The Big Lunch and “Afternoon Sleeping Sickness”

After-meal drowsiness may be affected by meal timing and regularity, meal quantity, and meal composition—not just your individual characteristics.

Peter N. Landless & Zeno L. Charles-Marcel

Q: Why do I get so sleepy and tired after eating lunch, and what can I do about it?

A: You’re not alone! Your condition is shared by many and has been found in worms, snakes, rodents and other mammals, and even insects. This common occurrence is known medically as “postprandial sleepiness,” “the post-lunch dip,” and colloquially as “food coma.” 

It’s usually no cause for concern except if it interferes with your work, school, or social life—especially when your after-meal activity requires high alertness, such as driving a car or operating potentially dangerous equipment. Excessive sleepiness may also be related to underlying health problems or sleep disorders, so please see your doctor to discuss your unique situation. 

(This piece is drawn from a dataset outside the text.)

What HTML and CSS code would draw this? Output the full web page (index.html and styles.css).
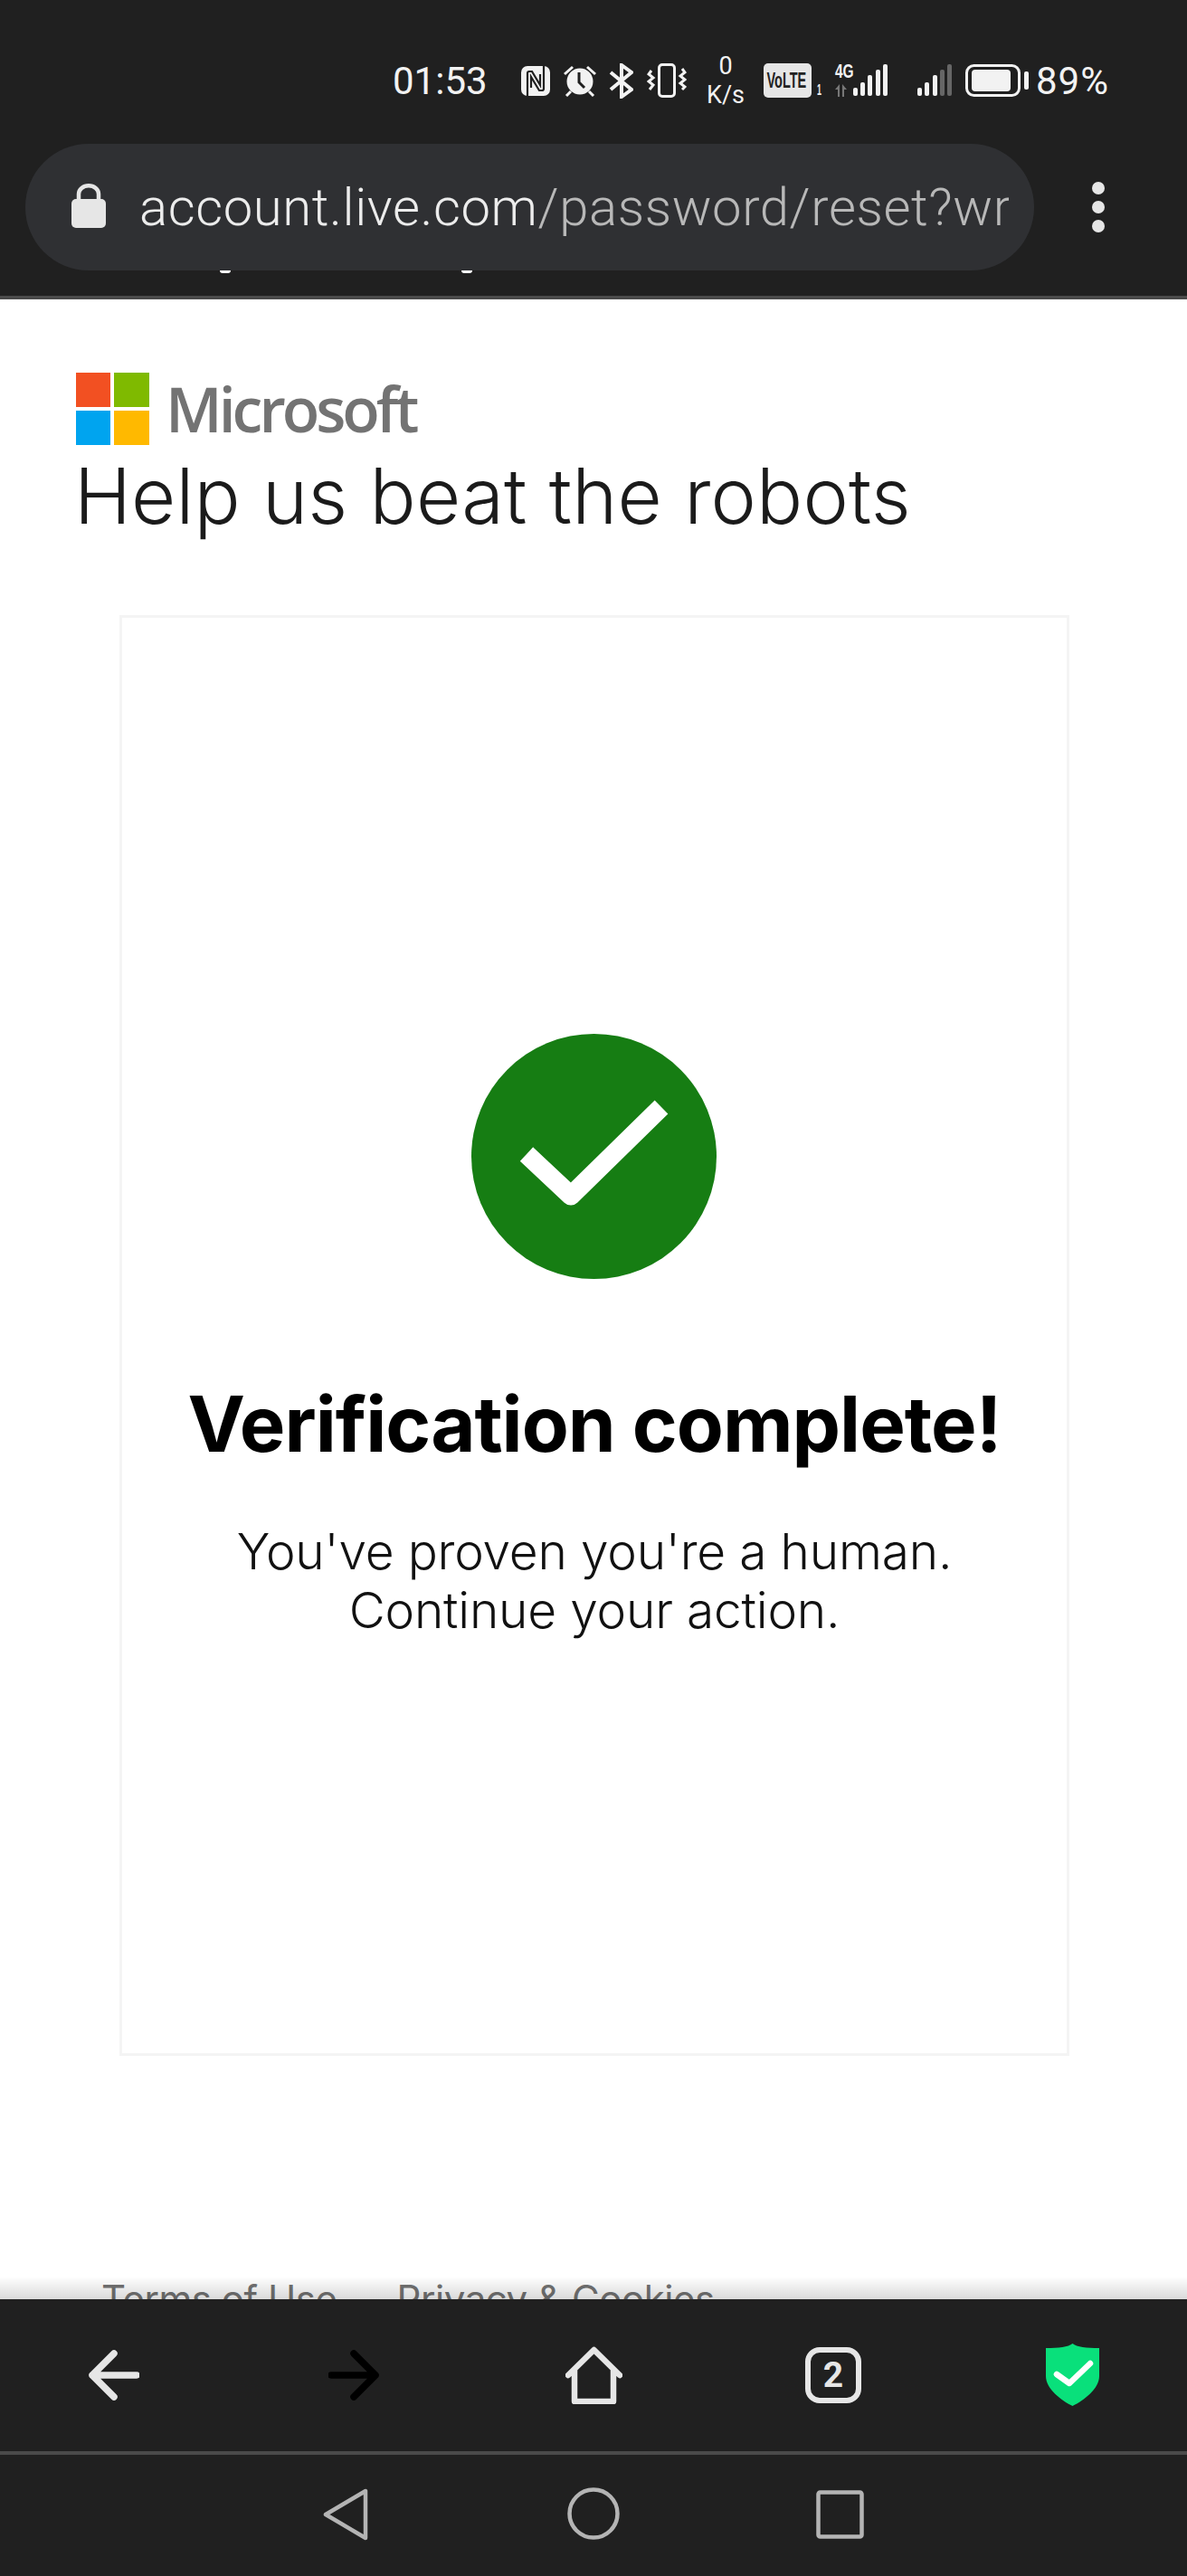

Here are some ideas to combat afternoon sleepiness that come from ongoing research: 

Food coma is a circadian effect worsened by a poor night’s sleep. It’s an afternoon phenomenon since it usually occurs about 30 minutes after eating lunch. Some research points to post-meal changes in blood circulation. Blood flow to the intestines dramatically increases after we eat, and this provokes a corresponding decrease in blood flow to the brain, which could trigger feelings of fatigue and sleepiness. This may be particularly at play when we skip breakfast, have a large lunch, and engage in monotonous tasks after eating. 

Other research indicates that blood sugar and insulin fluctuations after meals may stimulate after-meal drowsiness. Diets heavy in processed meat, fast food, and soft drinks have been shown to be associated with more daytime sleepiness in truck drivers, probably because of the combination of high animal fat and processed carbohydrates along with high salt. Unhealthful diets have a disruptive effect on day-to-day body rhythms and are linked to post-meal fatigue through elevated cytokines such as interleukin-1 (IL-1), a marker of inflammation. 

“Afternoon sleeping sickness” appears to be a “normal” response to certain kinds of meals, certain mealtime situations, how much food we eat, and our individual circumstances and inherited and cultivated tendencies. Overarching advice includes eating smaller, healthful vegetable-centric meals on a regular schedule and strolling after eating. A walk after eating has multiple beneficial effects on our digestion, metabolism, and weight management, so it’s a good habit to have. If after-meal drowsiness significantly interferes with routine living or is accompanied by other symptoms, physician consultation is highly recommended. And remember: “Whether you eat or drink, or whatever you do, do all to the glory of God” (1 Cor. 10:31). 

Tips for Food Coma 

  • Have a good breakfast.
  • Eat smaller meals on schedule.
  • Eat vegetables and natural plant fats.
  • Take a 10– to 15-minute after-meal stroll. 

If drowsy: 

  • Turn up the lights.
  • Chew sugarless gum.
  • Listen to your favorite upbeat music.
  • Drink (and wash your face with) cold water.